Бисмарк заснул только под утро. Он называл собаку своим единственным другом и едва ли очень в этом ошибался. Канцлер прекрасно знал, что в обществе его ненавидят, относился к окружавшей его ненависти равнодушно, признавал ее естественной, но почему-то приписывал, главным образом, своему богатству, — он считал немцев завистливым народом. Богатство его очень преувеличивалось сплетнями. Весьма преувеличены были и слухи о том, будто он, при помощи и посредстве Блейхредера, успешно играет на бирже. Блейхредер никогда не позволял себе справляться у канцлера об его планах, да и знал, что канцлер ему их не сообщит. Однако, часто беседуя с Бисмарком о политике, он старался угадывать планы князя, и его отличное угадыванье очень благоприятно отзывалось на делах обоих: Блейхредер оставил своим наследникам сто миллионов марок, Бисмарк же богател умеренно и солидно, — столько же благодаря государственным наградам и подношениям от признательного народа, сколько благодаря мудрому, безотчетному, самодержавному ведению Блейхредером его имущественных дел. Канцлер, не веривший в политическую гениальность, был твердо убежден в финансовом гении евреев вообще и Блейхредера в частности. Этот бывший служащий франкфуртских Ротшильдов, присланный ими в Берлин в качестве советчика, по просьбе Бисмарка (поставившего непременным условием, чтобы советчик был еврей), в пору войны с Австрией, когда ни сам Бисмарк, ни Вильгельм, ни министры не знали, где достать на войну деньги, дал совет, после которого они долго изумленно переглядывались. Тем не менее, слухи о том, будто Блейхредер пользуется большим расположением князя и имеет влияние на его политику, были совершенно неверны: за исключением своей семьи, да еще двух-трех человек, Бисмарк никого не любил; влияния же на него не имел никто.

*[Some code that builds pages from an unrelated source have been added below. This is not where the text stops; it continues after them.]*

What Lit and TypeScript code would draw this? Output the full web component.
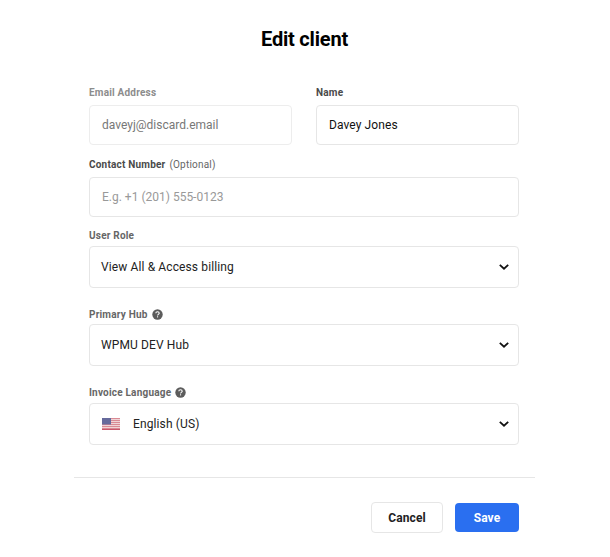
import { LitElement, html, css, svg } from "lit";
import { customElement } from "lit/decorators.js";

const chevron = html`<svg class="chev" width="10" height="6" viewBox="0 0 10 6" aria-hidden="true"><path d="M.8.9 5 4.7 9.2.9" fill="none" stroke="#111" stroke-width="1.8"/></svg>`;
const help = html`<svg class="help" width="11" height="11" viewBox="0 0 11 11" aria-hidden="true"><circle cx="5.5" cy="5.5" r="5.2" fill="#5c5c5c"/><path d="M3.8 4.3c0-1 .8-1.6 1.7-1.6s1.7.6 1.7 1.5c0 1.2-1.6 1.2-1.6 2.3" fill="none" stroke="#fff" stroke-width="1.1"/><rect x="5" y="7.3" width="1.1" height="1.1" fill="#fff"/></svg>`;
const stripes = [0, 2, 4, 6, 8, 10].map((y) => svg`<rect x="0" y="${y}" width="18" height="1" fill="#d98a94"/>`);
const flag = html`<svg class="flag" width="18" height="12" viewBox="0 0 18 12" aria-hidden="true"><rect width="18" height="12" fill="#f0d4d6"/>${stripes}<rect y="11" width="18" height="1" fill="#c9566a"/><rect width="9" height="6.5" fill="#666a9c"/></svg>`;

@customElement("app-root")
export class AppRoot extends LitElement {
  static styles = css`
    :host { display: block; width: 610px; height: 557px; background: #fff; font-family: Roboto, "Liberation Sans", sans-serif; color: #111; overflow: hidden; }
    .title { margin: 0; padding: 27px 1px 0 0; height: 24px; line-height: 24px; text-align: center; font-size: 20px; font-weight: 700; letter-spacing: -0.2px; color: #000; box-sizing: content-box; }
    form { display: flex; flex-direction: column; padding: 35px 91px 0 89px; }
    .row { display: grid; grid-template-columns: 203px 203px; column-gap: 24px; }
    .label { display: flex; align-items: center; gap: 4px; height: 13px; font-size: 10px; font-weight: 700; letter-spacing: 0.2px; color: #666; white-space: nowrap; }
    .label.muted { color: #8c8c8c; }
    .label.dark { color: #4a4a4a; }
    .opt { font-weight: 400; color: #666; letter-spacing: 0.2px; }
    .box { box-sizing: border-box; display: flex; align-items: center; border: 1px solid #e6e6e6; border-radius: 4px; font-size: 12px; background: #fff; }
    .input { height: 40px; margin-top: 6px; padding: 0 12px; }
    .input.name { letter-spacing: 0.1px; }
    .input.ro { color: #777; border-color: #ededed; }
    .input.ph { color: #999; }
    .select { height: 42px; padding: 0 9px 0 11px; justify-content: space-between; color: #222; letter-spacing: 0.12px; }
    .lang { display: flex; align-items: center; gap: 13px; margin-left: 1px; }
    .f2 { margin-top: 13px; }
    .f3 { margin-top: 12px; }
    .f3 .select { margin-top: 4px; }
    .f4 { margin-top: 20px; }
    .f4 .select { margin-top: 3px; }
    .f5 { margin-top: 20px; }
    .f5 .select { margin-top: 4px; }
    hr { margin: 32px 75px 0 74px; border: 0; border-top: 1px solid #e6e6e6; height: 0; }
    .actions { display: flex; justify-content: flex-end; align-items: center; gap: 12px; padding: 24px 91px 0 0; }
    button { box-sizing: border-box; font: 700 12px Roboto, "Liberation Sans", sans-serif; border-radius: 4px; letter-spacing: 0.1px; padding: 0; }
    .cancel { width: 72px; height: 31px; background: #fff; border: 1px solid #e6e6e6; color: #222; }
    .save { width: 64px; height: 29px; background: #2a6ff0; border: 0; color: #fff; }
    svg { display: block; flex: none; }
  `;

  render() {
    return html`
      <h1 class="title">Edit client</h1>
      <form>
        <div class="row">
          <div>
            <div class="label muted">Email Address</div>
            <div class="box input ro">daveyj@discard.email</div>
          </div>
          <div>
            <div class="label dark">Name</div>
            <div class="box input name">Davey Jones</div>
          </div>
        </div>
        <div class="f2">
          <div class="label dark">Contact Number <span class="opt">(Optional)</span></div>
          <div class="box input ph">E.g. +1 (201) 555-0123</div>
        </div>
        <div class="f3">
          <div class="label">User Role</div>
          <div class="box select"><span>View All &amp; Access billing</span>${chevron}</div>
        </div>
        <div class="f4">
          <div class="label">Primary Hub ${help}</div>
          <div class="box select"><span>WPMU DEV Hub</span>${chevron}</div>
        </div>
        <div class="f5">
          <div class="label">Invoice Language ${help}</div>
          <div class="box select"><span class="lang">${flag}<span>English (US)</span></span>${chevron}</div>
        </div>
      </form>
      <hr />
      <div class="actions">
        <button class="cancel" type="button">Cancel</button>
        <button class="save" type="button">Save</button>
      </div>
    `;
  }
}
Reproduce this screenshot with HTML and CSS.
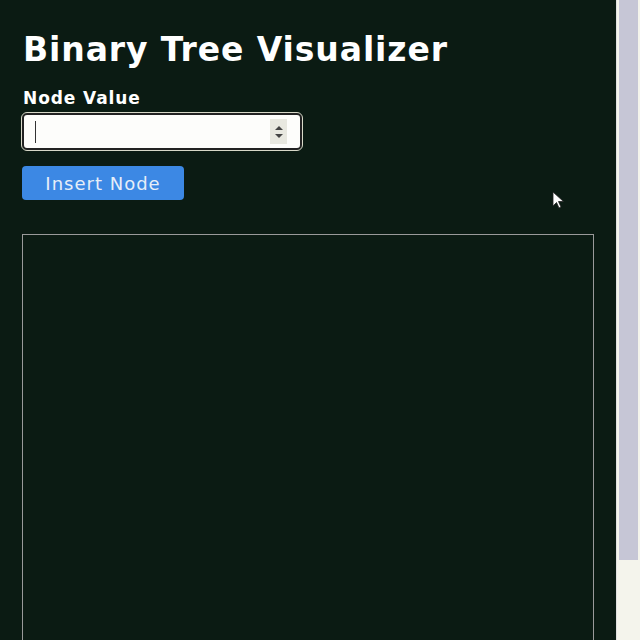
FILE: index.html
```html
<!DOCTYPE html>
<html lang="en">
<head>
<meta charset="utf-8">
<title>Binary Tree Visualizer</title>
<link rel="stylesheet" href="styles.css">
</head>
<body>
<main class="page">
  <h1 class="title">Binary Tree Visualizer</h1>
  <label class="field-label" for="nodeValue">Node Value</label>
  <div class="input-wrap">
    <input id="nodeValue" class="value-input" type="text">
    <span class="caret"></span>
    <span class="spinner">
      <svg width="12" height="18" viewBox="0 0 12 18"><path d="M2 7 L6 3 L10 7 Z" fill="#444"/><path d="M2 11 L6 15 L10 11 Z" fill="#444"/></svg>
    </span>
  </div>
  <button class="insert-btn" type="button">Insert Node</button>
  <div class="tree-canvas"></div>
</main>
<div class="scrollbar"><div class="scroll-thumb"></div></div>
<svg class="cursor" width="14" height="20" viewBox="0 0 14 20"><path d="M1 1 L1 15 L4.5 11.5 L7 17 L9 16 L6.5 10.5 L11.5 10.5 Z" fill="#fff" stroke="#222" stroke-width="0.8"/></svg>
</body>
</html>
```
FILE: styles.css
```css
html, body {
  margin: 0;
  padding: 0;
  height: 100%;
  overflow: hidden;
  background: #0b1b13;
}
body {
  font-family: "DejaVu Sans", Verdana, sans-serif;
  color: #ffffff;
}
.page {
  width: 572px;
  padding: 30px 22px 0 22px;
  display: flex;
  flex-direction: column;
  align-items: flex-start;
}
.title {
  margin: 0 0 0 1px;
  font-size: 33px;
  line-height: 40px;
  letter-spacing: 0.9px;
  font-weight: 700;
  color: #ffffff;
}
.field-label {
  margin: 18px 0 0 1px;
  font-size: 17px;
  line-height: 20px;
  letter-spacing: 0.9px;
  font-weight: 700;
}
.input-wrap {
  position: relative;
  margin-top: 5px;
  width: 280px;
  height: 37px;
}
.value-input {
  box-sizing: border-box;
  width: 100%;
  height: 100%;
  margin: 0;
  border: 2px solid #222;
  border-radius: 5px;
  outline: 1px solid #d8d8c8;
  background: #fdfdfb;
  font-size: 16px;
  padding: 0 12px;
}
.caret {
  position: absolute;
  left: 13px;
  top: 8px;
  width: 1px;
  height: 22px;
  background: #333;
}
.spinner {
  position: absolute;
  right: 15px;
  top: 6px;
  width: 17px;
  height: 25px;
  background: #e8e8e0;
  display: flex;
  align-items: center;
  justify-content: center;
}
.insert-btn {
  margin-top: 16px;
  height: 34px;
  width: 162px;
  border: none;
  border-radius: 4px;
  background: #3c88e4;
  color: #e6eef8;
  font-family: "DejaVu Sans", Verdana, sans-serif;
  font-size: 18px;
  letter-spacing: 1px;
  padding: 0;
}
.tree-canvas {
  margin-top: 34px;
  box-sizing: border-box;
  width: 572px;
  height: 500px;
  border: 1px solid #9a9a9a;
}
.scrollbar {
  position: fixed;
  top: 0;
  right: 0;
  width: 23px;
  height: 640px;
  background: #f4f4ec;
  border-left: 1px solid #e0e0e0;
}
.scroll-thumb {
  margin: 0 2px;
  height: 560px;
  background: #c6c6d6;
}
.cursor {
  position: absolute;
  left: 552px;
  top: 191px;
}
```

Здоровье князя все ухудшалось. У него были невралгия лица, тик, подагра, воспаление вен, мигрени, геморрой, несварение желудка, сильнейшие боли в левой ноге. Врачи вдобавок подозревали у него рак печени в результате злоупотребления спиртными напитками, — и продолжали подозревать еще двадцать пять лет до самой кончины князя. Некоторые же из близких к нему людей смутно предполагали, что Бисмарк болен тяжким нервным расстройством. Это противоречило решительно всему: и его прозвищу, и его богатырской фигуре, и его общепризнанной гениальности. Преданные князю газеты считали гениальным все, что он делал.